▸ **Task details**
Copy out all lines in the data below containing the string "this".

Stored data entries
- - - - - - -

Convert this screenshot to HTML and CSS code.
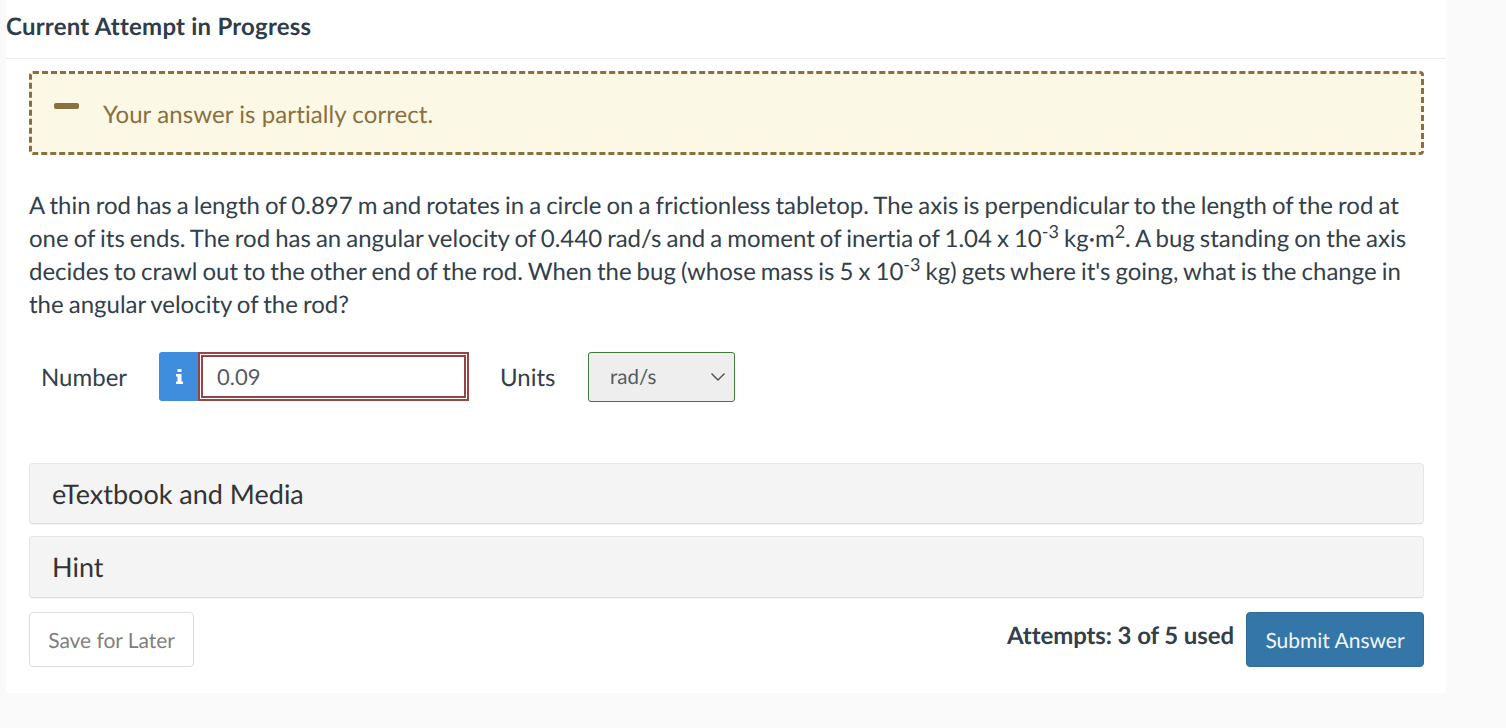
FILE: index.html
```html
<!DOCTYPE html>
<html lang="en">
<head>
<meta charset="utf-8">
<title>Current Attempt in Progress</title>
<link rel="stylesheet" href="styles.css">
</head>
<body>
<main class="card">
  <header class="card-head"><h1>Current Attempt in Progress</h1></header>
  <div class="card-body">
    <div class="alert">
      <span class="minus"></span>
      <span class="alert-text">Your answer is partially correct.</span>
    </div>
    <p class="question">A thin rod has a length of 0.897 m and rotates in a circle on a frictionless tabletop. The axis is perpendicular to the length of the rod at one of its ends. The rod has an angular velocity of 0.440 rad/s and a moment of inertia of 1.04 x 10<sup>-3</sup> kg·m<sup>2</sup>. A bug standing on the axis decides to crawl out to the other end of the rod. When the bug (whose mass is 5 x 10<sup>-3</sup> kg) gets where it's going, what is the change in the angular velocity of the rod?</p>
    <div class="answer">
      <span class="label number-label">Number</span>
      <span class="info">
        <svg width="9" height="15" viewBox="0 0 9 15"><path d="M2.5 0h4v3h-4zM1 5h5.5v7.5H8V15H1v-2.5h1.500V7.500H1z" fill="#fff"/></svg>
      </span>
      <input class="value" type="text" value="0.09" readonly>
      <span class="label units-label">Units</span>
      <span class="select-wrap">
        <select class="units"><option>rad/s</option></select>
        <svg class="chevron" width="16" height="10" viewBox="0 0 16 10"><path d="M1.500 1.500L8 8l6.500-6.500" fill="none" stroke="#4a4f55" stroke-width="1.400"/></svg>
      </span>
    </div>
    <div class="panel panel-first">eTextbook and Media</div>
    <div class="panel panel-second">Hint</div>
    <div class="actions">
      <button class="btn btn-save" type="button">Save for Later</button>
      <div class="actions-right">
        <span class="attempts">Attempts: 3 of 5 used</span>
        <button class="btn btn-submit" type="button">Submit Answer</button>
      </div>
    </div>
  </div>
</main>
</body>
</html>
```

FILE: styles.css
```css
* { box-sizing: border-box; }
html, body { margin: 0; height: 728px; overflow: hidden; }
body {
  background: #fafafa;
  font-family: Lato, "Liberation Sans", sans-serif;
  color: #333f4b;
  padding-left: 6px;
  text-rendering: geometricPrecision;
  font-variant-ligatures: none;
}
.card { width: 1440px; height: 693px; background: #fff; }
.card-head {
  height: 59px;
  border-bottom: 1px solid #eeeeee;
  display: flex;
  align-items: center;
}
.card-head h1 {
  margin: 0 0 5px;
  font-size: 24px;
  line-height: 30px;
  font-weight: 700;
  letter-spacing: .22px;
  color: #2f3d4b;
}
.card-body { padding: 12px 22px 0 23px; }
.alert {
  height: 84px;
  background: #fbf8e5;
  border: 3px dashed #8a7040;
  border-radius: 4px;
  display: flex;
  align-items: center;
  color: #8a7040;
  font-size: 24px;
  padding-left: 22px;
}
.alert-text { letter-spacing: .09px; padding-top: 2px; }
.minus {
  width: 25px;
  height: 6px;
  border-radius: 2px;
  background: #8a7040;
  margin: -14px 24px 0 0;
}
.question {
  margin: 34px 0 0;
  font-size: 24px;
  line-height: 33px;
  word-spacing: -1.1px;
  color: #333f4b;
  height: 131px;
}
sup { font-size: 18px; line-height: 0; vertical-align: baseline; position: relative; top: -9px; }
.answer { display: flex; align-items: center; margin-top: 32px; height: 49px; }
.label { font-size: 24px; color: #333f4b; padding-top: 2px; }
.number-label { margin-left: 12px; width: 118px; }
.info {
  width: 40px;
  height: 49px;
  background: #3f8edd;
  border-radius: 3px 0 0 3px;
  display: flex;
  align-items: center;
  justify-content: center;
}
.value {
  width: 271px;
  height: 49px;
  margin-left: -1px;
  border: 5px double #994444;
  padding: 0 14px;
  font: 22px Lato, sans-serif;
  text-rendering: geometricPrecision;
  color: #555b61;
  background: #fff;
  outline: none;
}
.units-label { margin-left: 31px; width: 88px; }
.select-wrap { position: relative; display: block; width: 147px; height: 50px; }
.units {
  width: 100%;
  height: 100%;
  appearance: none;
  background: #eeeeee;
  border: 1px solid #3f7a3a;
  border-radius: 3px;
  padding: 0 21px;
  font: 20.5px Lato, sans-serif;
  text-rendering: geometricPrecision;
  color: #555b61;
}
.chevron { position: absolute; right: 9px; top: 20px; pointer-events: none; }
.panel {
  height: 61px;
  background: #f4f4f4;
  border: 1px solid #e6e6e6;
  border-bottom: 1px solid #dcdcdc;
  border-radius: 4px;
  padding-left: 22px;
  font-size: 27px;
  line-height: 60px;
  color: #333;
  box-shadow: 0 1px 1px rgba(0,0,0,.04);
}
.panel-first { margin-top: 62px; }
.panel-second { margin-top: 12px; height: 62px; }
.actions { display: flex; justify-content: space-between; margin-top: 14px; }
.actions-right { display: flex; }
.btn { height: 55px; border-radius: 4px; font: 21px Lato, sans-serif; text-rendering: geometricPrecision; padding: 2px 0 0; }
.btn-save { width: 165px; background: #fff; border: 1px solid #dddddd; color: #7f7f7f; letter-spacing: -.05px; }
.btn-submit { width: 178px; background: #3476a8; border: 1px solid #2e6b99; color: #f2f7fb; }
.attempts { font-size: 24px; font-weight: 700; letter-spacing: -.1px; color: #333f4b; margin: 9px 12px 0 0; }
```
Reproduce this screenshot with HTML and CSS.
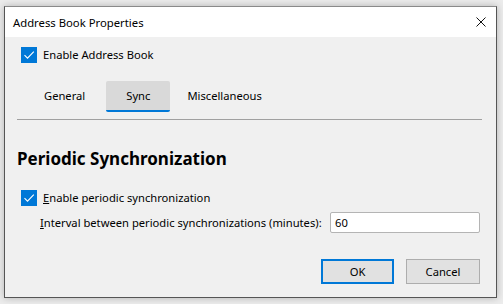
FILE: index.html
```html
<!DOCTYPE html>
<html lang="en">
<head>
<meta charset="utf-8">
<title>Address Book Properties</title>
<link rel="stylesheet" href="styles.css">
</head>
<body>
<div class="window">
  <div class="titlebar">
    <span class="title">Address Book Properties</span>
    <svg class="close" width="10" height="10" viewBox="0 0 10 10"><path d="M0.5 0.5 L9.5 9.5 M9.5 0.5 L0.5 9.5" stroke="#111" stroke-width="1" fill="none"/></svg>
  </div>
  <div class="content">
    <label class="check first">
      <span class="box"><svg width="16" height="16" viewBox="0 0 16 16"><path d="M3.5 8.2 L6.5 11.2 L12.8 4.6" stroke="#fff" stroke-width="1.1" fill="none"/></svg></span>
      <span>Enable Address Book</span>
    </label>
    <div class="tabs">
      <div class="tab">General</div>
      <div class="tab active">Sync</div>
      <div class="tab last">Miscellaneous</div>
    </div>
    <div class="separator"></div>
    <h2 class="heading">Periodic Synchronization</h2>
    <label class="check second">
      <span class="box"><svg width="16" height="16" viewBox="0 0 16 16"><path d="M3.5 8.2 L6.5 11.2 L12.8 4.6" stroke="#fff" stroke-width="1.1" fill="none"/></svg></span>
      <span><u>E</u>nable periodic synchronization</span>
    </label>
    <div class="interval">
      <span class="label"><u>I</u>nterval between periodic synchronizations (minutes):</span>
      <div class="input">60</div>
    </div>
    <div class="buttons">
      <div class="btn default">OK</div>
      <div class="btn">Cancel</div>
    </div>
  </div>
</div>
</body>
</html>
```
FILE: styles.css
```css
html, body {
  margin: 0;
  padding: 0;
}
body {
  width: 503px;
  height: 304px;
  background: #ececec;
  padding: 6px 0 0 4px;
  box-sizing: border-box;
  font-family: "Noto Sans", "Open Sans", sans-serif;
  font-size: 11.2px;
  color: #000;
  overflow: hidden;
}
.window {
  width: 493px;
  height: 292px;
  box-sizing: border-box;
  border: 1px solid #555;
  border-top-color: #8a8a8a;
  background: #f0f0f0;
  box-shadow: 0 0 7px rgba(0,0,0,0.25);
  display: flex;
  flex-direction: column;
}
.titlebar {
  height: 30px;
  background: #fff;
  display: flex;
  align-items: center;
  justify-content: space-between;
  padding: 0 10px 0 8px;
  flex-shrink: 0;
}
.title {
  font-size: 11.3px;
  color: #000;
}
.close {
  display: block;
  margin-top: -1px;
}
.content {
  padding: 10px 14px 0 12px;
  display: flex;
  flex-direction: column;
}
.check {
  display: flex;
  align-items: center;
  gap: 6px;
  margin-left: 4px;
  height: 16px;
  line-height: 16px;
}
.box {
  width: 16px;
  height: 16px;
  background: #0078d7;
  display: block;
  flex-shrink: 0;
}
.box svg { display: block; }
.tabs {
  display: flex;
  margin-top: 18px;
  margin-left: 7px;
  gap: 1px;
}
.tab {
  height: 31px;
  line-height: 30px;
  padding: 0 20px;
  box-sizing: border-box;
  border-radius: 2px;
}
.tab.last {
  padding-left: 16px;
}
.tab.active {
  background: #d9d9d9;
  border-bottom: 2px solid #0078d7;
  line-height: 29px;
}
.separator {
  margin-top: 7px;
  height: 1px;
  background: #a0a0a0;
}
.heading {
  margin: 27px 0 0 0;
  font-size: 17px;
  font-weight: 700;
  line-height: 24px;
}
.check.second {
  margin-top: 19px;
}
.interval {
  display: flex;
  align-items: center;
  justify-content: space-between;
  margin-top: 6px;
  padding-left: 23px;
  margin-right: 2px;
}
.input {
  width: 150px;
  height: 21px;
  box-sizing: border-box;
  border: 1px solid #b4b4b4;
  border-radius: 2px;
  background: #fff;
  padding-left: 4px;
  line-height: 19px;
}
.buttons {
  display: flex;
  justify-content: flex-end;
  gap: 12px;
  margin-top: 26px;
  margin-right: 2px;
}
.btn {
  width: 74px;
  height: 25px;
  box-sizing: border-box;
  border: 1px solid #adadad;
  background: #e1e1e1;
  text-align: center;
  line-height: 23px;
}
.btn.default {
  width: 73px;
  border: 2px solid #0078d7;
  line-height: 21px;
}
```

- - - - - - -

▸ **The completed task**
Convert this screenshot to HTML and CSS code.
Reproduce this screenshot with HTML and CSS.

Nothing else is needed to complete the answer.